(Excerpted records):
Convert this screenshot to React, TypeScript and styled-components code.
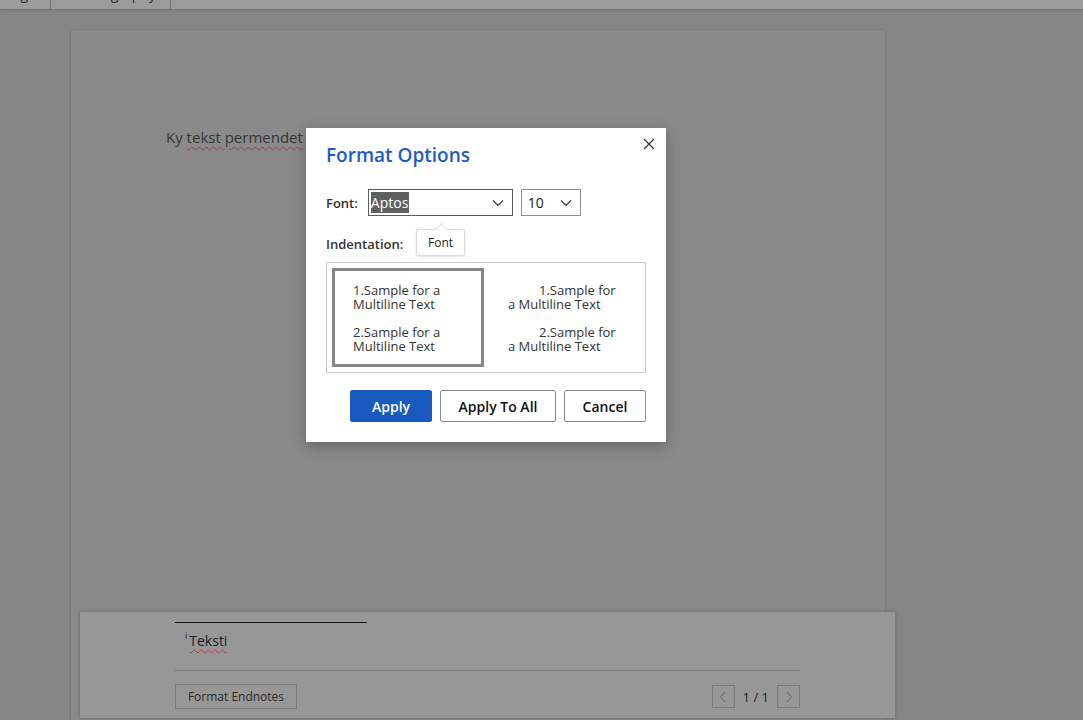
import React from 'react'
import styled, { createGlobalStyle } from 'styled-components'

const GlobalStyle = createGlobalStyle`
  html, body {
    margin: 0;
    padding: 0;
    overflow: hidden;
  }
  body {
    font-family: "Segoe UI", "Open Sans", "Noto Sans", sans-serif;
  }
`

const Shell = styled.div`
  display: flex;
  flex-direction: column;
  width: 1083px;
  height: 720px;
  overflow: hidden;
  background-color: #858585;
`

const Toolbar = styled.div`
  display: flex;
  align-items: flex-end;
  height: 9px;
  flex-shrink: 0;
  overflow: hidden;
  background-color: #9b9b9b;
  box-shadow: 0 1px 2px rgba(0, 0, 0, 0.18);
  position: relative;
  z-index: 1;
`

const ToolbarItem = styled.div<{ $width: number }>`
  width: ${p => p.$width}px;
  height: 9px;
  display: flex;
  align-items: flex-end;
  justify-content: flex-end;
  padding-right: 14px;
  box-sizing: border-box;
  border-right: 1px solid #707070;
  font-size: 14px;
  line-height: 14px;
  color: #2a2a2a;
  overflow: hidden;

  span {
    margin-bottom: 8px;
  }
`

const Workspace = styled.div`
  position: relative;
  flex: 1;
  padding: 20px 0 0 70px;
  overflow: hidden;
`

const Page = styled.div`
  width: 816px;
  height: 760px;
  box-sizing: border-box;
  border: 1px solid #7b7b7b;
  border-radius: 4px;
  background-color: #8a8a8a;
  padding: 97px 0 0 95px;
`

const BodyText = styled.p`
  margin: 0;
  font-size: 15px;
  color: #363636;
  white-space: nowrap;
`

const Misspelled = styled.span`
  text-decoration: underline wavy #a34444;
  text-decoration-thickness: 1px;
  text-underline-offset: 3px;
`

const EndnotePanel = styled.div`
  position: absolute;
  left: 79px;
  top: 602px;
  width: 817px;
  height: 108px;
  box-sizing: border-box;
  background-color: #979797;
  border: 1px solid #7c7c7c;
  box-shadow: 0 0 3px rgba(0, 0, 0, 0.15);
  padding: 10px 95px 0 95px;
  display: flex;
  flex-direction: column;
`

const Separator = styled.div<{ $width: string; $color: string }>`
  width: ${p => p.$width};
  height: 1px;
  background-color: ${p => p.$color};
`

const Endnote = styled.div`
  height: 47px;
  padding: 6px 0 0 10px;
  box-sizing: border-box;
  font-size: 14px;
  color: #1e1e1e;

  sup {
    font-size: 9px;
    margin-right: 2px;
    vertical-align: 7px;
  }
`

const EndnoteFooter = styled.div`
  display: flex;
  align-items: center;
  justify-content: space-between;
  padding-top: 13px;
`

const GhostButton = styled.button`
  width: 122px;
  height: 25px;
  padding: 0;
  background: transparent;
  border: 1px solid #7a7a7a;
  font-family: inherit;
  font-size: 12px;
  color: #2a2a2a;
`

const Pager = styled.div`
  display: flex;
  align-items: center;
  gap: 8px;
  font-size: 13px;
  color: #1e1e1e;
`

const PagerButton = styled.div`
  width: 23px;
  height: 23px;
  box-sizing: border-box;
  border: 1px solid #7c7c7c;
  display: flex;
  align-items: center;
  justify-content: center;
`

const Dialog = styled.div`
  position: absolute;
  left: 306px;
  top: 119px;
  width: 360px;
  box-sizing: border-box;
  background-color: #ffffff;
  box-shadow: 0 4px 14px rgba(0, 0, 0, 0.28);
  padding: 14px 20px 20px 20px;
  display: flex;
  flex-direction: column;
`

const DialogHeader = styled.div`
  display: flex;
  align-items: flex-start;
  justify-content: space-between;
`

const Title = styled.h2`
  margin: 0;
  font-size: 19px;
  font-weight: 600;
  color: #1d5cc0;
  line-height: 26px;
`

const CloseButton = styled.div`
  width: 12px;
  height: 12px;
  margin: -4px -9px 0 0;
  display: flex;
`

const FieldRow = styled.div`
  display: flex;
  align-items: center;
  margin-top: 21px;
  gap: 8px;
`

const Label = styled.span<{ $gap?: number }>`
  font-size: 13px;
  font-weight: 600;
  color: #333333;
  margin-right: ${p => p.$gap ?? 0}px;
`

const Select = styled.div<{ $width: number; $border: string }>`
  width: ${p => p.$width}px;
  height: 27px;
  box-sizing: border-box;
  border: 1px solid ${p => p.$border};
  display: flex;
  align-items: center;
  justify-content: space-between;
  padding: 0 8px 0 2px;
  font-size: 14px;
  color: #222222;
`

const Highlight = styled.span`
  background-color: #5f5f5f;
  color: #ffffff;
  line-height: 21px;
  padding-right: 1px;
`

const PlainValue = styled.span`
  padding-left: 4px;
`

const IndentRow = styled.div`
  position: relative;
  margin-top: 16px;
`

const Tooltip = styled.div`
  position: absolute;
  left: 90px;
  top: -3px;
  width: 49px;
  height: 27px;
  box-sizing: border-box;
  background: #ffffff;
  border: 1px solid #dddddd;
  border-radius: 2px;
  box-shadow: 0 1px 3px rgba(0, 0, 0, 0.12);
  display: flex;
  align-items: center;
  justify-content: center;
  font-size: 12px;
  color: #222222;

  &::before {
    content: '';
    position: absolute;
    top: -5px;
    left: 20px;
    width: 8px;
    height: 8px;
    background: #ffffff;
    border-left: 1px solid #dddddd;
    border-top: 1px solid #dddddd;
    transform: rotate(45deg);
  }
`

const OptionsBox = styled.div`
  margin-top: 8px;
  border: 1px solid #cccccc;
  padding: 5px;
  display: grid;
  grid-template-columns: 152px 1fr;
  gap: 10px;
`

const Option = styled.div<{ $selected?: boolean }>`
  height: 99px;
  box-sizing: border-box;
  border: 3px solid ${p => (p.$selected ? '#878787' : 'transparent')};
  padding: 12px 0 0 ${p => (p.$selected ? 18 : 11)}px;
  display: flex;
  flex-direction: column;
  gap: 14px;
`

const SampleText = styled.div<{ $indent: number; $width: number }>`
  width: ${p => p.$width}px;
  font-size: 13px;
  line-height: 14px;
  color: #333333;
  text-indent: ${p => p.$indent}px;
`

const Actions = styled.div`
  display: flex;
  justify-content: flex-end;
  gap: 8px;
  margin-top: 17px;
`

const Button = styled.button<{ $primary?: boolean; $width: number }>`
  width: ${p => p.$width}px;
  height: 32px;
  box-sizing: border-box;
  border: 1px solid ${p => (p.$primary ? '#185abd' : '#8a8a8a')};
  border-radius: 2px;
  background-color: ${p => (p.$primary ? '#185abd' : '#ffffff')};
  color: ${p => (p.$primary ? '#ffffff' : '#111111')};
  font-family: inherit;
  font-size: 14px;
  font-weight: 600;
`

const Chevron = ({ color = '#333' }: { color?: string }) => (
  <svg width="12" height="8" viewBox="0 0 12 8">
    <path d="M1 1.5 L6 6.5 L11 1.5" fill="none" stroke={color} strokeWidth="1.1" />
  </svg>
)

export default function App() {
  return (
    <>
      <GlobalStyle />
      <Shell>
        <Toolbar>
          <ToolbarItem $width={51}>
            <span>Page</span>
          </ToolbarItem>
          <ToolbarItem $width={120}>
            <span>Bibliography</span>
          </ToolbarItem>
        </Toolbar>
        <Workspace>
          <Page>
            <BodyText>
              Ky <Misspelled>tekst permendet</Misspelled> <Misspelled>tekstin</Misspelled> e fundit
            </BodyText>
          </Page>

          <EndnotePanel>
            <Separator $width="192px" $color="#111111" />
            <Endnote>
              <sup>i</sup>
              <Misspelled>Teksti</Misspelled>
            </Endnote>
            <Separator $width="100%" $color="#7a7a7a" />
            <EndnoteFooter>
              <GhostButton>Format Endnotes</GhostButton>
              <Pager>
                <PagerButton>
                  <svg width="8" height="12" viewBox="0 0 8 12">
                    <path d="M6 1 L1.5 6 L6 11" fill="none" stroke="#707070" strokeWidth="1.1" />
                  </svg>
                </PagerButton>
                <span>1 / 1</span>
                <PagerButton>
                  <svg width="8" height="12" viewBox="0 0 8 12">
                    <path d="M2 1 L6.5 6 L2 11" fill="none" stroke="#707070" strokeWidth="1.1" />
                  </svg>
                </PagerButton>
              </Pager>
            </EndnoteFooter>
          </EndnotePanel>

          <Dialog>
            <DialogHeader>
              <Title>Format Options</Title>
              <CloseButton>
                <svg width="12" height="12" viewBox="0 0 12 12">
                  <path d="M1 1 L11 11 M11 1 L1 11" stroke="#333" strokeWidth="1.2" />
                </svg>
              </CloseButton>
            </DialogHeader>

            <FieldRow>
              <Label $gap={2}>Font:</Label>
              <Select $width={145} $border="#5a5a5a">
                <Highlight>Aptos</Highlight>
                <Chevron />
              </Select>
              <Select $width={60} $border="#8e8e8e">
                <PlainValue>10</PlainValue>
                <Chevron />
              </Select>
            </FieldRow>

            <IndentRow>
              <Label>Indentation:</Label>
              <Tooltip>Font</Tooltip>
            </IndentRow>

            <OptionsBox>
              <Option $selected>
                <SampleText $indent={0} $width={110}>
                  1.Sample for a Multiline Text
                </SampleText>
                <SampleText $indent={0} $width={110}>
                  2.Sample for a Multiline Text
                </SampleText>
              </Option>
              <Option>
                <SampleText $indent={31} $width={112}>
                  1.Sample for a Multiline Text
                </SampleText>
                <SampleText $indent={31} $width={112}>
                  2.Sample for a Multiline Text
                </SampleText>
              </Option>
            </OptionsBox>

            <Actions>
              <Button $primary $width={82}>Apply</Button>
              <Button $width={116}>Apply To All</Button>
              <Button $width={82}>Cancel</Button>
            </Actions>
          </Dialog>
        </Workspace>
      </Shell>
    </>
  )
}
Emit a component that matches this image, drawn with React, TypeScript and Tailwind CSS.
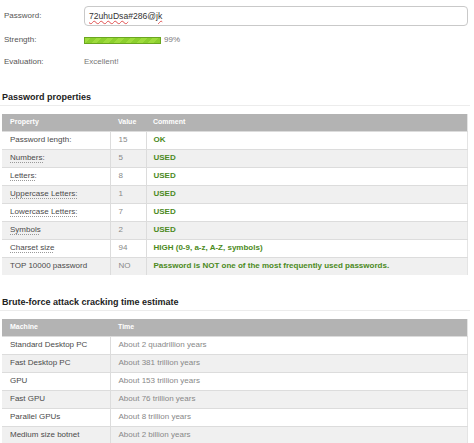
import React from "react";

type PropRow = {
  label: string;
  abbr?: boolean;
  value: string;
  comment: string;
};

const PROPS: PropRow[] = [
  { label: "Password length:", value: "15", comment: "OK" },
  { label: "Numbers:", abbr: true, value: "5", comment: "USED" },
  { label: "Letters:", abbr: true, value: "8", comment: "USED" },
  { label: "Uppercase Letters:", abbr: true, value: "1", comment: "USED" },
  { label: "Lowercase Letters:", abbr: true, value: "7", comment: "USED" },
  { label: "Symbols", abbr: true, value: "2", comment: "USED" },
  { label: "Charset size", abbr: true, value: "94", comment: "HIGH (0-9, a-z, A-Z, symbols)" },
  { label: "TOP 10000 password", value: "NO", comment: "Password is NOT one of the most frequently used passwords." },
];

const CRACK: { machine: string; time: string }[] = [
  { machine: "Standard Desktop PC", time: "About 2 quadrillion years" },
  { machine: "Fast Desktop PC", time: "About 381 trillion years" },
  { machine: "GPU", time: "About 153 trillion years" },
  { machine: "Fast GPU", time: "About 76 trillion years" },
  { machine: "Parallel GPUs", time: "About 8 trillion years" },
  { machine: "Medium size botnet", time: "About 2 billion years" },
];

function SectionTitle({ children }: { children: React.ReactNode }) {
  return (
    <div className="h-[15px] border-b border-[#ececec] pl-[2px] text-[9px] font-bold leading-[13px] text-[#222]">
      {children}
    </div>
  );
}

const th = "h-[17px] px-[8px] text-left align-middle text-[7px] font-bold text-white";
const td = "h-[18px] border-t border-[#dcdcdc] px-[8px] align-middle text-[8px] leading-none";

export default function App() {
  return (
    <div className="h-[443px] w-[474px] overflow-hidden bg-white font-['Liberation_Sans',Arial,sans-serif]">
      {/* Check form */}
      <div className="pl-[4px] pr-[6px] pt-[6px]">
        <div className="flex h-[20px] items-center">
          <span className="w-[80px] text-[8px] text-[#555]">Password:</span>
          <div className="flex h-[20px] flex-1 items-center rounded-[4px] border border-[#c9c9c9] pl-[4px] text-[8.6px] text-[#333]">
            <span className="underline decoration-[#e05050] decoration-wavy decoration-[0.5px] underline-offset-[1px]">72uhuDsa</span>
            <span>#286@</span>
            <span className="underline decoration-[#e05050] decoration-wavy decoration-[0.5px] underline-offset-[1px]">jk</span>
          </div>
        </div>
        <div className="mt-[9px] flex h-[10px] items-center">
          <span className="w-[80px] text-[8px] text-[#555]">Strength:</span>
          <div className="h-[7px] w-[77px] border border-[#6aa61f] bg-[repeating-linear-gradient(135deg,#9edb3c_0px,#9edb3c_4px,#8ccf2e_4px,#8ccf2e_8px)]" />
          <span className="ml-[3px] text-[8px] text-[#777]">99%</span>
        </div>
        <div className="mt-[12px] flex h-[10px] items-center">
          <span className="w-[80px] text-[8px] text-[#555]">Evaluation:</span>
          <span className="text-[8px] text-[#777]">Excellent!</span>
        </div>
      </div>

      {/* Password properties */}
      <div className="mt-[24px] pr-[4px]">
        <SectionTitle>Password properties</SectionTitle>
        <table className="ml-[2px] mt-[8px] w-[466px] table-fixed border-collapse border-r border-[#e4e4e4]">
          <colgroup>
            <col className="w-[108px]" />
            <col className="w-[36px]" />
            <col />
          </colgroup>
          <thead>
            <tr className="bg-[#b3b3b3]">
              <th className={th}>Property</th>
              <th className={th}>Value</th>
              <th className={`${th} pl-[7px]`}>Comment</th>
            </tr>
          </thead>
          <tbody>
            {PROPS.map((r, i) => (
              <tr key={r.label} className={i % 2 === 1 ? "bg-[#f0f0f0]" : "bg-white"}>
                <td className={`${td} border-r text-[#4a4a4a]`}>
                  <span className={r.abbr ? "underline decoration-[#999] decoration-dotted underline-offset-[2px]" : ""}>
                    {r.label}
                  </span>
                </td>
                <td className={`${td} border-r text-[#888]`}>{r.value}</td>
                <td className={`${td} pl-[7px] font-bold text-[#4b8a1c]`}>{r.comment}</td>
              </tr>
            ))}
          </tbody>
        </table>
      </div>

      {/* Brute-force */}
      <div className="mt-[21px] pr-[4px]">
        <SectionTitle>Brute-force attack cracking time estimate</SectionTitle>
        <table className="ml-[2px] mt-[8px] w-[466px] table-fixed border-collapse border-r border-[#e4e4e4]">
          <colgroup>
            <col className="w-[108px]" />
            <col />
          </colgroup>
          <thead>
            <tr className="bg-[#b3b3b3]">
              <th className={th}>Machine</th>
              <th className={th}>Time</th>
            </tr>
          </thead>
          <tbody>
            {CRACK.map((r, i) => (
              <tr key={r.machine} className={i % 2 === 1 ? "bg-[#f0f0f0]" : "bg-white"}>
                <td className={`${td} border-r text-[#4a4a4a]`}>{r.machine}</td>
                <td className={`${td} text-[#888]`}>{r.time}</td>
              </tr>
            ))}
          </tbody>
        </table>
      </div>
    </div>
  );
}
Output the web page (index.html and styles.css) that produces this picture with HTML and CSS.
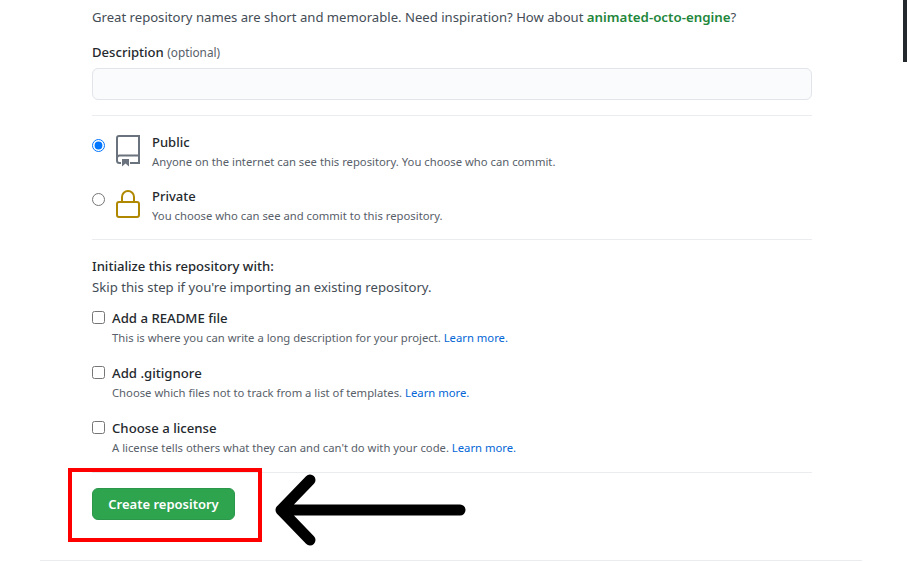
FILE: index.html
```html
<!DOCTYPE html>
<html lang="en">
<head>
<meta charset="utf-8">
<title>Create a new repository</title>
<link rel="stylesheet" href="styles.css">
</head>
<body>
<div class="scroll-mark"></div>
<main class="form">
  <p class="hint">Great repository names are short and memorable. Need inspiration? How about <a class="suggest" href="#">animated-octo-engine</a>?</p>
  <label class="field-label">Description <span class="optional">(optional)</span></label>
  <input class="text-input" type="text">
  <hr class="rule rule-a">
  <div class="vis vis-public">
    <input class="radio" type="radio" name="v" checked>
    <svg class="vis-icon" width="24" height="32" viewBox="0 0 24 32" fill="none" stroke="#6a737d" stroke-width="2"><path d="M5 28H3.500A2.500 2.500 0 0 1 1 25.500V3A2 2 0 0 1 3 1H23V28H14"/><path d="M1 23A2.500 2.500 0 0 1 3.500 20.500H23"/><path d="M6 24H13V31.500L9.500 28.500L6 31.500Z" fill="#6a737d" stroke="none"/></svg>
    <div class="vis-text"><div class="vis-title">Public</div><div class="note">Anyone on the internet can see this repository. You choose who can commit.</div></div>
  </div>
  <div class="vis vis-private">
    <input class="radio" type="radio" name="v">
    <svg class="vis-icon" width="24" height="32" viewBox="0 0 24 32" fill="none" stroke="#b08800" stroke-width="2"><rect x="1" y="13" width="22" height="15" rx="2"/><path d="M6 13V8A6 6 0 0 1 18 8V13"/></svg>
    <div class="vis-text"><div class="vis-title">Private</div><div class="note">You choose who can see and commit to this repository.</div></div>
  </div>
  <hr class="rule rule-b">
  <div class="init-title">Initialize this repository with:</div>
  <div class="init-sub">Skip this step if you're importing an existing repository.</div>
  <div class="check"><input class="box" type="checkbox"><div><div class="check-title">Add a README file</div><div class="note">This is where you can write a long description for your project. <a href="#">Learn more.</a></div></div></div>
  <div class="check"><input class="box" type="checkbox"><div><div class="check-title">Add .gitignore</div><div class="note">Choose which files not to track from a list of templates. <a href="#">Learn more.</a></div></div></div>
  <div class="check"><input class="box" type="checkbox"><div><div class="check-title">Choose a license</div><div class="note">A license tells others what they can and can't do with your code. <a href="#">Learn more.</a></div></div></div>
  <hr class="rule rule-c">
  <button class="create" type="button">Create repository</button>
</main>
<hr class="footer-rule">
<div class="red-box"></div>
<svg class="arrow" width="200" height="72" viewBox="0 0 200 72" fill="none" stroke="#000" stroke-width="11" stroke-linecap="round" stroke-linejoin="round"><path d="M186 36H7M36 6L7 36L36 66"/></svg>
</body>
</html>
```
FILE: styles.css
```css
* { box-sizing: border-box; }
html, body { margin: 0; height: 562px; overflow: hidden; background: #fff; }
body { position: relative; font-family: "Noto Sans", "Open Sans", sans-serif; color: #24292e; font-size: 13px; }
a { color: #0366d6; text-decoration: none; }
.form { width: 720px; margin-left: 92px; display: flow-root; }
.hint { margin: 7px 0 0; height: 20px; line-height: 20px; font-size: 13.12px; color: #444d56; }
.suggest { color: #22863a; font-weight: 600; font-size: 13.3px; }
.field-label { display: block; margin-top: 15px; height: 20px; line-height: 20px; font-size: 13.1px; font-weight: 500; }
.optional { font-size: 11.8px; font-weight: 400; color: #586069; }
.text-input { display: block; width: 720px; height: 32px; margin-top: 6px; background: #fafbfc; border: 1px solid #e1e4e8; border-radius: 6px; }
.rule { border: 0; border-top: 1px solid #eaecef; margin: 0; }
.rule-a { margin-top: 15px; }
.vis { display: flex; height: 54px; }
.vis-public { margin-top: 19px; }
.radio { width: 13px; height: 13px; margin: 4px 11px 0 0; flex: none; }
.vis-icon { flex: none; margin-right: 12px; }
.vis-title { font-size: 13px; font-weight: 500; line-height: 20px; margin-top: -3px; }
.note { font-size: 11.27px; line-height: 18px; color: #586069; margin-top: 1px; }
.rule-b { margin-top: -4px; }
.init-title { margin-top: 16px; font-size: 13.1px; font-weight: 500; line-height: 20px; }
.init-sub { margin-top: 1px; font-size: 13.17px; line-height: 20px; color: #444d56; }
.check { display: flex; height: 55px; }
.init-sub + .check { margin-top: 11px; }
.box { width: 13px; height: 13px; margin: 3px 7px 0 0; flex: none; }
.check-title { font-size: 13.2px; font-weight: 500; line-height: 20px; }
.rule-c { margin-top: -1px; }
.create { display: block; margin-top: 15px; width: 143px; height: 32px; padding: 0; background: #2ea44f; color: #fff; border: 1px solid #2c974b; border-radius: 6px; font: 600 13px "Noto Sans", "Open Sans", sans-serif; }
.footer-rule { position: absolute; left: 40px; top: 560px; width: 822px; margin: 0; border: 0; border-top: 1px solid #eaecef; }
.scroll-mark { position: absolute; right: 0; top: 0; width: 4px; height: 62px; background: #24292e; }
.red-box { position: absolute; left: 68px; top: 468px; width: 194px; height: 74px; border: 4px solid #f00; }
.arrow { position: absolute; left: 274px; top: 474px; }
```
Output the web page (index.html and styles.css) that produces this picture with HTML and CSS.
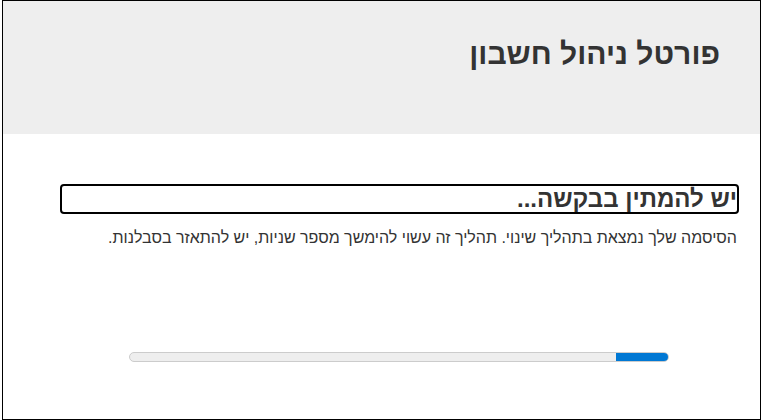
FILE: index.html
```html
<!DOCTYPE html>
<html lang="he" dir="rtl">
<head>
<meta charset="utf-8">
<title>פורטל ניהול חשבון</title>
<link rel="stylesheet" href="styles.css">
</head>
<body>
<div class="frame">
  <header class="header">
    <h1 class="title">פורטל ניהול חשבון</h1>
  </header>
  <main class="content">
    <h2 class="wait">יש להמתין בבקשה...</h2>
    <p class="desc">הסיסמה שלך נמצאת בתהליך שינוי. תהליך זה עשוי להימשך מספר שניות, יש להתאזר בסבלנות.</p>
    <div class="progress-wrap">
      <div class="progress"><div class="progress-fill" style="width: 52px"></div></div>
    </div>
  </main>
</div>
</body>
</html>
```

FILE: styles.css
```css
html, body {
  margin: 0;
  padding: 0;
  background: #fff;
}
body {
  font-family: "Liberation Sans", Arial, "DejaVu Sans", sans-serif;
  color: #333;
}
.frame {
  box-sizing: border-box;
  width: 759px;
  height: 420px;
  margin-left: 1px;
  border: 1px solid #000;
  display: flex;
  flex-direction: column;
}
.header {
  box-sizing: border-box;
  background: #eeeeee;
  height: 133px;
  padding: 38px 40px 0 0;
}
.title {
  margin: 0;
  font-size: 30px;
  font-weight: bold;
  color: #333;
  line-height: 30px;
}
.content {
  padding: 50px 21px 0 57px;
}
.wait {
  box-sizing: border-box;
  margin: 0;
  height: 30px;
  border: 2px solid #000;
  border-radius: 4px;
  font-size: 24px;
  font-weight: bold;
  line-height: 26px;
  padding: 0;
  color: #333;
  white-space: nowrap;
}
.desc {
  margin: 15px 0 0;
  padding-right: 2px;
  font-size: 16px;
  line-height: 18px;
  color: #333;
}
.progress-wrap {
  padding: 105px 70px 0 69px;
}
.progress {
  box-sizing: border-box;
  height: 10px;
  background: #eeeeee;
  border: 1px solid #ccc;
  border-radius: 5px;
  overflow: hidden;
  display: flex;
}
.progress-fill {
  background: #0078d4;
  height: 100%;
}
```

(Work to complete):
Copy every line that includes the string "code" from the material above.

(Problem solution):
Convert this screenshot to React, TypeScript and styled-components code.
  <div class="check"><input class="box" type="checkbox"><div><div class="check-title">Choose a license</div><div class="note">A license tells others what they can and can't do with your code. <a href="#">Learn more.</a></div></div></div>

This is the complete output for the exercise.